### Task data
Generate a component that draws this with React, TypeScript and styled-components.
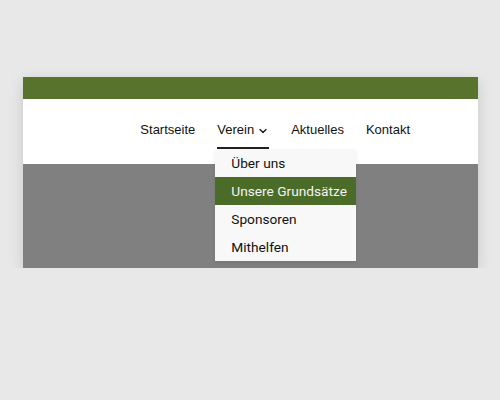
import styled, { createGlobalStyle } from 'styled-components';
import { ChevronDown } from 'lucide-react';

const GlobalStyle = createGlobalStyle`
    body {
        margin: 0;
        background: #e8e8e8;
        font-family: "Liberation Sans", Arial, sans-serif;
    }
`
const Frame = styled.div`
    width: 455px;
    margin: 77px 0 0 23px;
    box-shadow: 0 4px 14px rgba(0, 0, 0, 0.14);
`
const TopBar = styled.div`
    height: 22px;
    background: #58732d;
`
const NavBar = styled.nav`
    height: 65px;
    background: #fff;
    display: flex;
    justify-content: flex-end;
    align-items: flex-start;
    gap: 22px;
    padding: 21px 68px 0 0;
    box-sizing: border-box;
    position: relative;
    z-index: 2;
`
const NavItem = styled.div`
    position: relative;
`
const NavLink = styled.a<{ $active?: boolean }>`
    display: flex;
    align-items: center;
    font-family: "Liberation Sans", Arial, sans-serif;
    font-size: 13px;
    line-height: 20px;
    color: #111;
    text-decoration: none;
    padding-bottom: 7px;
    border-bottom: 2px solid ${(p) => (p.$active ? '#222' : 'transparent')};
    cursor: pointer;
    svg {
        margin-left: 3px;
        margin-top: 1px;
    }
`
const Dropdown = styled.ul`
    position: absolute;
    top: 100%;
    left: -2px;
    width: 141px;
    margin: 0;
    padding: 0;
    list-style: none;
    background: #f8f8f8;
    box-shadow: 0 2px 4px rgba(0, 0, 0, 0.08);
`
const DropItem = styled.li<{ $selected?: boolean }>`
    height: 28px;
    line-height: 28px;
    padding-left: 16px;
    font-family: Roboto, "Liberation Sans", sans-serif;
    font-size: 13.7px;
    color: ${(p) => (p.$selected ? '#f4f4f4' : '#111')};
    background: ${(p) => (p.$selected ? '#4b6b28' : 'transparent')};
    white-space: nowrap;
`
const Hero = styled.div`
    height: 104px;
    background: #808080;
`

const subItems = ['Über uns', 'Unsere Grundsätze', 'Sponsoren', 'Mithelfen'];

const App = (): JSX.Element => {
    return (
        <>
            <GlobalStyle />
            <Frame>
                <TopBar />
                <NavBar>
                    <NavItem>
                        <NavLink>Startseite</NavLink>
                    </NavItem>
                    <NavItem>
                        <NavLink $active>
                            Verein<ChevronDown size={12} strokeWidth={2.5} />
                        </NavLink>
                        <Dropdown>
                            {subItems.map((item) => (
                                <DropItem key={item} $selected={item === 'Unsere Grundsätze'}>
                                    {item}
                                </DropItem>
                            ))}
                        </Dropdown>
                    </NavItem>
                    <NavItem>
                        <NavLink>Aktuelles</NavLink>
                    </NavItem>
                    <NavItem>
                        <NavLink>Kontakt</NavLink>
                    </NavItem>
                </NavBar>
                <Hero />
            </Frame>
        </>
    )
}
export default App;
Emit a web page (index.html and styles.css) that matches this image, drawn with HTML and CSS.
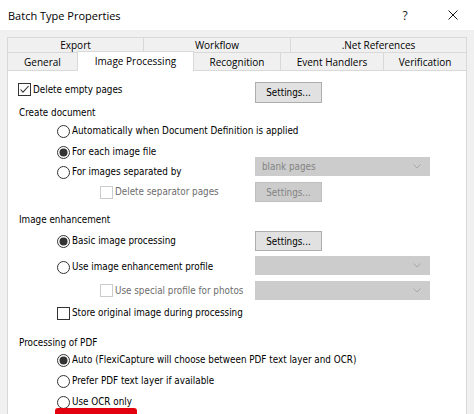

### The exercise
Write out the data precisely as given, excluding the pictures.

### Correct output
Generate a component that draws this with React, TypeScript and styled-components.
import styled, { createGlobalStyle } from 'styled-components';
import { ChevronDown } from 'lucide-react';

const GlobalStyle = createGlobalStyle`
    body {
        margin: 0;
        background: #e8e8e8;
        font-family: "Liberation Sans", Arial, sans-serif;
    }
`
const Frame = styled.div`
    width: 455px;
    margin: 77px 0 0 23px;
    box-shadow: 0 4px 14px rgba(0, 0, 0, 0.14);
`
const TopBar = styled.div`
    height: 22px;
    background: #58732d;
`
const NavBar = styled.nav`
    height: 65px;
    background: #fff;
    display: flex;
    justify-content: flex-end;
    align-items: flex-start;
    gap: 22px;
    padding: 21px 68px 0 0;
    box-sizing: border-box;
    position: relative;
    z-index: 2;
`
const NavItem = styled.div`
    position: relative;
`
const NavLink = styled.a<{ $active?: boolean }>`
    display: flex;
    align-items: center;
    font-family: "Liberation Sans", Arial, sans-serif;
    font-size: 13px;
    line-height: 20px;
    color: #111;
    text-decoration: none;
    padding-bottom: 7px;
    border-bottom: 2px solid ${(p) => (p.$active ? '#222' : 'transparent')};
    cursor: pointer;
    svg {
        margin-left: 3px;
        margin-top: 1px;
    }
`
const Dropdown = styled.ul`
    position: absolute;
    top: 100%;
    left: -2px;
    width: 141px;
    margin: 0;
    padding: 0;
    list-style: none;
    background: #f8f8f8;
    box-shadow: 0 2px 4px rgba(0, 0, 0, 0.08);
`
const DropItem = styled.li<{ $selected?: boolean }>`
    height: 28px;
    line-height: 28px;
    padding-left: 16px;
    font-family: Roboto, "Liberation Sans", sans-serif;
    font-size: 13.7px;
    color: ${(p) => (p.$selected ? '#f4f4f4' : '#111')};
    background: ${(p) => (p.$selected ? '#4b6b28' : 'transparent')};
    white-space: nowrap;
`
const Hero = styled.div`
    height: 104px;
    background: #808080;
`

const subItems = ['Über uns', 'Unsere Grundsätze', 'Sponsoren', 'Mithelfen'];

const App = (): JSX.Element => {
    return (
        <>
            <GlobalStyle />
            <Frame>
                <TopBar />
                <NavBar>
                    <NavItem>
                        <NavLink>Startseite</NavLink>
                    </NavItem>
                    <NavItem>
                        <NavLink $active>
                            Verein<ChevronDown size={12} strokeWidth={2.5} />
                        </NavLink>
                        <Dropdown>
                            {subItems.map((item) => (
                                <DropItem key={item} $selected={item === 'Unsere Grundsätze'}>
                                    {item}
                                </DropItem>
                            ))}
                        </Dropdown>
                    </NavItem>
                    <NavItem>
                        <NavLink>Aktuelles</NavLink>
                    </NavItem>
                    <NavItem>
                        <NavLink>Kontakt</NavLink>
                    </NavItem>
                </NavBar>
                <Hero />
            </Frame>
        </>
    )
}
export default App;
Emit a web page (index.html and styles.css) that matches this image, drawn with HTML and CSS.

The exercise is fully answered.